Farm Commodity Payment Limits: Comparison of Proposals (CRS Report for Congress)
Release Date |
April 26, 2002 |
Report Number |
RS21138 |
Report Type |
Report |
Authors |
Jasper Womach, Resources, Science and Industry Division |
Source Agency |
Congressional Research Service |
Summary:
Limits on farm commodity program payments have been imposed since 1970. As part of the emergency economic assistance packages enacted each of the past three years, the payment limits have been doubled. In addition, a mechanism has been developed that allows farms to circumvent the payment limit on marketing loan benefits, namely marketing certificates. Greater public awareness of the size of benefits reaching a comparatively small number of very large farms has focused the attention of Congress on payment limitations.
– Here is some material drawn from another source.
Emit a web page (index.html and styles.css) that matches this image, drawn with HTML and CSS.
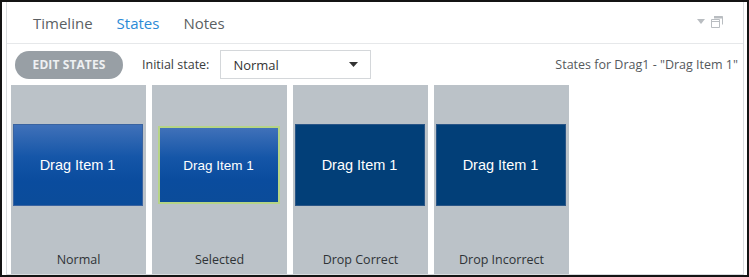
FILE: index.html
```html
<!DOCTYPE html>
<html>
<head>
<meta charset="utf-8">
<link rel="stylesheet" href="styles.css">
</head>
<body>
<div class="frame">
  <div class="panel">
    <div class="header">
      <nav class="tabs">
        <span class="tab">Timeline</span>
        <span class="tab active">States</span>
        <span class="tab">Notes</span>
      </nav>
      <div class="win-icons">
        <svg class="caret-small" width="8" height="5" viewBox="0 0 8 5"><path d="M0 0H8L4 5Z" fill="#b9bdc1"/></svg>
        <svg class="restore" width="12" height="12" viewBox="0 0 12 12"><path d="M3 .5H11.5V8.5M.5 3.5H8.5V11.5H.5Z M.5 5.5H8.5" fill="none" stroke="#b9bdc1" stroke-width="1"/><path d="M3 .5H11.5V2.5H3Z" fill="#b9bdc1"/></svg>
      </div>
    </div>
    <div class="toolbar">
      <button class="pill">EDIT STATES</button>
      <span class="label">Initial state:</span>
      <div class="select">
        <span>Normal</span>
        <svg width="9" height="5" viewBox="0 0 9 5"><path d="M0 0H9L4.5 5Z" fill="#333"/></svg>
      </div>
      <span class="info">States for Drag1 - "Drag Item 1"</span>
    </div>
    <div class="cards">
      <div class="card">
        <div class="stage"><div class="item grad">Drag Item 1</div></div>
        <div class="name">Normal</div>
      </div>
      <div class="card">
        <div class="stage"><div class="item grad selected">Drag Item 1</div></div>
        <div class="name">Selected</div>
      </div>
      <div class="card">
        <div class="stage"><div class="item dark">Drag Item 1</div></div>
        <div class="name">Drop Correct</div>
      </div>
      <div class="card">
        <div class="stage"><div class="item dark">Drag Item 1</div></div>
        <div class="name">Drop Incorrect</div>
      </div>
    </div>
  </div>
</div>
</body>
</html>
```
FILE: styles.css
```css
* { box-sizing: border-box; }
html, body { margin: 0; padding: 0; background: #fff; }
body { font-family: "Open Sans", "Noto Sans", sans-serif; }
.frame {
  width: 749px;
  height: 277px;
  border: 2px solid #141414;
  overflow: hidden;
  padding: 0 3px 0 4px;
  background: #fff;
}
.panel {
  height: 100%;
  border-left: 1px solid #d9dcdf;
  border-right: 1px solid #d9dcdf;
  border-bottom: 1px solid #d9dcdf;
  display: flex;
  flex-direction: column;
}
.header {
  height: 42px;
  border-bottom: 1px solid #e6e8ea;
  display: flex;
  align-items: center;
  justify-content: space-between;
  padding: 0 20px 0 26px;
}
.tabs { display: flex; gap: 24px; font-size: 15px; color: #5b5f63; padding-top: 1px; }
.tab.active { color: #2b8ad6; }
.win-icons { display: flex; align-items: center; gap: 6px; padding-bottom: 2px; }
.toolbar {
  height: 41px;
  display: flex;
  align-items: center;
  padding: 0 5px 0 8px;
  font-size: 12.5px;
  color: #3a3d40;
}
.pill {
  width: 108px;
  height: 28px;
  border: none;
  border-radius: 14px;
  background: #989fa5;
  color: #eef0f2;
  font-family: inherit;
  font-weight: 700;
  font-size: 12px;
  letter-spacing: 0.1px;
  margin-right: 19px;
  padding: 0;
}
.label { margin-right: 11px; }
.select {
  width: 151px;
  height: 29px;
  border: 1px solid #d4d7da;
  display: flex;
  align-items: center;
  justify-content: space-between;
  padding: 0 12px 0 12px;
  font-size: 13px;
  color: #333;
}
.info { margin-left: auto; color: #55595d; }
.cards {
  flex: 1;
  display: flex;
  gap: 6px;
  padding: 0 0 0 4px;
  min-height: 0;
}
.card {
  width: 135px;
  background: #bbc2c8;
  display: flex;
  flex-direction: column;
  align-items: center;
}
.stage {
  height: 162px;
  display: flex;
  align-items: center;
  justify-content: center;
  padding-bottom: 2px;
  width: 100%;
}
.item {
  width: 130px;
  height: 82px;
  display: flex;
  align-items: center;
  justify-content: center;
  color: #fff;
  font-family: "Liberation Sans", Arial, sans-serif;
  font-size: 14.5px;
  margin-right: 2px;
}
.grad {
  background: linear-gradient(#4071b9 0%, #1556a8 40%, #0a4c9e 70%, #0b4c9a 100%);
  border: 1px solid #3a63a0;
}
.grad.selected {
  width: 122px;
  height: 78px;
  border: 2px solid #b6d486;
  font-size: 13.5px;
}
.dark {
  background: #023f78;
  border: 1px solid #2a5586;
}
.name {
  font-size: 12.5px;
  color: #2f3337;
  margin-top: 4px;
}
```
With some differences in detail, the House farm bill (H.R. 2646) and the Senate bill (S. 1731) largely would preserve payment limits at the increased levels recently approved, including the exemption of marketing certificates. In contrast, an amendment to be offered by Senators Dorgan and Grassley would reduce the limits about 50 percent and eliminate the marketing certificate exemption. Translating the dollar limits into crop acreage levels makes it easier to see how farmers might be impacted. Lower payment limits would mostly be felt by rice and cotton farmers.